An analyst with the prosecution office at the International Criminal Court (ICC) has testified that intercepted communications and phone records show that Jean-Pierre Bemba’s former lead defense lawyer was in contact with witnesses during periods when such contact was prohibited.
The analyst, who works with the Investigative Strategies and Analysis Unit of the Office of the Prosecutor (OTP), said that Aime Kilolo Musamba phoned seven defense witnesses and sent text messages to an undisclosed number of witnesses during the period of their testimony. The analyst testified on September 30, 2015 under the pseudonym Witness P-433, and was the first witness the prosecution called in the witness tampering trial against Bemba and four others.
Based on a study of various communication logs, the analyst found that there was a total of 897 contacts between Kilolo and 14 witnesses who testified for Bemba in his was crimes trial. “I’ve concluded that 487 of those contacts were of 10 seconds or longer in duration. And of those, 110 occurred during a period where contacts with the witnesses were not permitted in accordance with the Victims and Witnesses Unit protocol,” stated the analyst.
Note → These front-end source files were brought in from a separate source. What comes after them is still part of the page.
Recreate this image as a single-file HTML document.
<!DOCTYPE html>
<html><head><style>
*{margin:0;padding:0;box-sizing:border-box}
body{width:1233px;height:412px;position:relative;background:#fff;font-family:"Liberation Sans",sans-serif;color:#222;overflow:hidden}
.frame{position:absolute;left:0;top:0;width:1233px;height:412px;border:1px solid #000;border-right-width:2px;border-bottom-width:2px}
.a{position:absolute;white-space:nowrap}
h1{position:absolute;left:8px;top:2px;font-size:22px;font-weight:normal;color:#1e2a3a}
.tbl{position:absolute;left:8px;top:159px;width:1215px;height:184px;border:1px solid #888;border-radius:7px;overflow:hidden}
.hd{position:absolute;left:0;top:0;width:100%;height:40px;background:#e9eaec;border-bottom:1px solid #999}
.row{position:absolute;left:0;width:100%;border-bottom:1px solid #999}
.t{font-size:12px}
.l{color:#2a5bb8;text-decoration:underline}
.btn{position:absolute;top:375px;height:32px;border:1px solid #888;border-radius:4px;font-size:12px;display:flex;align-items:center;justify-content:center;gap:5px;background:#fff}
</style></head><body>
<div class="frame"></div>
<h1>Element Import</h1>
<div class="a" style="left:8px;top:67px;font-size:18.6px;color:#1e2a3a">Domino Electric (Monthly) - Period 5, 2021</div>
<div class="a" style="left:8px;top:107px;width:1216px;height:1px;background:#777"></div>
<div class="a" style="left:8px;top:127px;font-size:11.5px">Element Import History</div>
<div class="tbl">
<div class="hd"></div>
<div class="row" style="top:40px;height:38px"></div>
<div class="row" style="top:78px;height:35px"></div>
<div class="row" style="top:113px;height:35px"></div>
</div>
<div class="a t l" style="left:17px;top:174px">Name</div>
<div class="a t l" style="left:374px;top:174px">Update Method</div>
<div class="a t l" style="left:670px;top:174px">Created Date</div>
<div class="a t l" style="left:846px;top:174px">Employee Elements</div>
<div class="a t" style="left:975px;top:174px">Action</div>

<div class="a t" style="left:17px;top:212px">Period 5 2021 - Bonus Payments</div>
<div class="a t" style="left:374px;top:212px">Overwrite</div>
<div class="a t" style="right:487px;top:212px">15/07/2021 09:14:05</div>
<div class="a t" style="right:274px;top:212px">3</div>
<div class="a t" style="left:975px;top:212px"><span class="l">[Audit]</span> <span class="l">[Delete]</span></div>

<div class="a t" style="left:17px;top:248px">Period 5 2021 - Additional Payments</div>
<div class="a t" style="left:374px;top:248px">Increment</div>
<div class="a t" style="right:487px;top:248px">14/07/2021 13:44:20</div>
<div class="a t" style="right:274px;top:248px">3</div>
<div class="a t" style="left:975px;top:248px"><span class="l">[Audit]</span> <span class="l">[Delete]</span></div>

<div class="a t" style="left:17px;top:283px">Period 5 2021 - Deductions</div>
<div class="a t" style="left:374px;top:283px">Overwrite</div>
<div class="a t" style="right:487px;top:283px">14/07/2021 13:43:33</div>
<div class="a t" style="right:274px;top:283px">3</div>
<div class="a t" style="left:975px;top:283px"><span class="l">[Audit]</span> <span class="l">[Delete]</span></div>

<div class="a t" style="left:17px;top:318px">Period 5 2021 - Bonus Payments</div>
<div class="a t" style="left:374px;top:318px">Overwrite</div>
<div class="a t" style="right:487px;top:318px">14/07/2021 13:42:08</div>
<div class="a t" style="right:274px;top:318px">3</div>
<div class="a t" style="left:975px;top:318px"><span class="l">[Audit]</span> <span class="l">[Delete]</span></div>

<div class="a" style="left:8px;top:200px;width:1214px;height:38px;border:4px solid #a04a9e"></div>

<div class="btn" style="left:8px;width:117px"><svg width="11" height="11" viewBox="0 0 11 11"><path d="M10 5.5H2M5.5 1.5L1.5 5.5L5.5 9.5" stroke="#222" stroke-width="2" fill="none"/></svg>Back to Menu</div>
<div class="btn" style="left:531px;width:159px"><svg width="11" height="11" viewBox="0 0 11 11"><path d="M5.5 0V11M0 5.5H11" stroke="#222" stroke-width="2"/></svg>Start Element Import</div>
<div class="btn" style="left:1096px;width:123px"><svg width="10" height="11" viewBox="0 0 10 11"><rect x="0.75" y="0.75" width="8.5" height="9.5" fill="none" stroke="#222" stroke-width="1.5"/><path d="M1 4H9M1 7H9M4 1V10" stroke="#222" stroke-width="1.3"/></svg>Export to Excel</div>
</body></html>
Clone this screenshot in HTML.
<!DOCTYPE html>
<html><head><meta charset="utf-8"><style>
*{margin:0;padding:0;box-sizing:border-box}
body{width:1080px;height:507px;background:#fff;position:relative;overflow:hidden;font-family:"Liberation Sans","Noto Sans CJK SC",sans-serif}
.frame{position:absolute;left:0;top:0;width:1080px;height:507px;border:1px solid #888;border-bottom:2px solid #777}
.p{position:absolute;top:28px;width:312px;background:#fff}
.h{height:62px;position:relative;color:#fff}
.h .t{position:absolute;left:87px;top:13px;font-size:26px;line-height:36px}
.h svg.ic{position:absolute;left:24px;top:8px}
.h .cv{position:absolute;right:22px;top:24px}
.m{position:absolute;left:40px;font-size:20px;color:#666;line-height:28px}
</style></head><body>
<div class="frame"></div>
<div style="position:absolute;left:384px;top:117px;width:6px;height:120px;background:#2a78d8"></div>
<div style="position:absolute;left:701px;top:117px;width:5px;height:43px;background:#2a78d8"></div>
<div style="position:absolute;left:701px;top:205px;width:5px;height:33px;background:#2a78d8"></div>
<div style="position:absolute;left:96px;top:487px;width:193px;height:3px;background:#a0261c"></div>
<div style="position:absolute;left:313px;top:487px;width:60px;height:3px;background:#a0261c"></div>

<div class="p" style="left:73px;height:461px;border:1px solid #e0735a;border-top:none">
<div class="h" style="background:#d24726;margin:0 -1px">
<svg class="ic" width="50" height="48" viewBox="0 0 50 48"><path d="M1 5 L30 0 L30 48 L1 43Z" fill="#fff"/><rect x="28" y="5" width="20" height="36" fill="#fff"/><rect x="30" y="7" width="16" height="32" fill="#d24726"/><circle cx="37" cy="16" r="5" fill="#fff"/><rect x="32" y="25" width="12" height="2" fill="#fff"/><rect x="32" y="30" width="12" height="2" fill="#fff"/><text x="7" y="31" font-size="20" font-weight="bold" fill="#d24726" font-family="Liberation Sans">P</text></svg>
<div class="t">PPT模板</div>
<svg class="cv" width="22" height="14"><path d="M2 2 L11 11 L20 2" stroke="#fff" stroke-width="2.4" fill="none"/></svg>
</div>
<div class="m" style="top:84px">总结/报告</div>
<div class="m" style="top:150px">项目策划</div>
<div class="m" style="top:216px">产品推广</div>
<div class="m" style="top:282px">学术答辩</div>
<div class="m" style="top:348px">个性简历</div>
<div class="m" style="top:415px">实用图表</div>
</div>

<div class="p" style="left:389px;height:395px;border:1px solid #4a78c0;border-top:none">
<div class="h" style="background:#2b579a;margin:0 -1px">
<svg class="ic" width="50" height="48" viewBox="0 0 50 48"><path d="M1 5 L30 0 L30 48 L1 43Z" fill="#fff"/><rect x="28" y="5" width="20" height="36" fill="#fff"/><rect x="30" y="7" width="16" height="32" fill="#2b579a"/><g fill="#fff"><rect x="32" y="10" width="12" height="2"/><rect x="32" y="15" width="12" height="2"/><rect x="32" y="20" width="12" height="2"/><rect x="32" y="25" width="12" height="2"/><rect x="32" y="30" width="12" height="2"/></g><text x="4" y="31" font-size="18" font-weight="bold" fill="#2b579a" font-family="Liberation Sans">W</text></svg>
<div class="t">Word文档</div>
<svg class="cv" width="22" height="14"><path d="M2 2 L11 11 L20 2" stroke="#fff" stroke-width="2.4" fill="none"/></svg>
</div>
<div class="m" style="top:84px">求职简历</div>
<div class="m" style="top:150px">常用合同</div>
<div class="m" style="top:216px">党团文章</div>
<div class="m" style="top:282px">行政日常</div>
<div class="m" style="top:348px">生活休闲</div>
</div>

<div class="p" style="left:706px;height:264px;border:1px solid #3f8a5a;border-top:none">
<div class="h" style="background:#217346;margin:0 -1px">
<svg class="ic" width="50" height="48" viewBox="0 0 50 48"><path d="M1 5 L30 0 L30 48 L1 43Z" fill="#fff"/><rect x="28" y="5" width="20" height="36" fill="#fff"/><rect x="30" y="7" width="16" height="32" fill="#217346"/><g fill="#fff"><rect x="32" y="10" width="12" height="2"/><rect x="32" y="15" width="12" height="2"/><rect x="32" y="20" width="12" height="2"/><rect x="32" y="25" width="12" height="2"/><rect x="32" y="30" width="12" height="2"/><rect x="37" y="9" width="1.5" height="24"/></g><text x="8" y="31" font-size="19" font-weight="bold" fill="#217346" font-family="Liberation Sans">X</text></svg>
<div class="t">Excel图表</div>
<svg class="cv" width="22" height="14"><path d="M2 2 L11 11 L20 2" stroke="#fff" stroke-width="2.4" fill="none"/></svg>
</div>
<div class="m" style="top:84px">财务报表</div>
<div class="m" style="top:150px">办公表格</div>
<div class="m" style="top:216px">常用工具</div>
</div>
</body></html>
Furthermore, he said, there were eight contacts via SMS between Kilolo and defense witnesses at a time when such contacts were not permitted.
The telecoms operators that provided data records to prosecution investigators include KPN, Vodafone, and T-Mobile (The Netherlands); Orange (Cameroon); Telia Sonera (Sweden); Free Mobile (France); Belgacom, BASE Company, and Movistar (Belgium); and VodaCom (Democratic Republic of the Congo).
Bemba, a former vice president of the Democratic Republic of Congo, has been on trial at the ICC since November 2010 for the rape, murder, and pillaging reportedly committed by his Movement for the Liberation of Congo (MLC) troops when they were deployed in the Central African Republic in 2002 and 2003.
Last month, Bemba went on trial for corruptly influencing witnesses by giving them money and instructions to provide false testimony. On trial alongside him are Kilolo, former defense case manager Jean-Jacques Mangenda Kabongo, former defense witness Narcisse Arido, and Congolese legislator Fidèle Babala Wandu.
According to the prosecution, the charges of evidence tampering relate to the testimony of 14 witnesses, but a criminal plan by the five accused involved many more witnesses who testified for Bemba.
Witness P-433 reviewed various types of telecommunications evidence in the possession of the OTP and produced a report that was tendered into evidence. The review included call logs generated from the ICC detention center, which contained records of communication between detainees at the center and other parties. There was also evidence forensically extracted from communication devices including mobile handsets, tablets, and computers confiscated from the suspects.
The prosecution is also in possession of financial records from international money transfer companies such as Western Union and Express Union, which contain telephone numbers of various individuals.
The prosecution has also called Rene Pluijmers, who testified on October 9 as an expert witness on how the interception of communications is conducted. Witness P-261, one of the defense witnesses who allegedly provided false testimony in Bemba’s main trial, has also testified for the prosecution in the new trial. The prosecution is expected to call no more than 11 witnesses.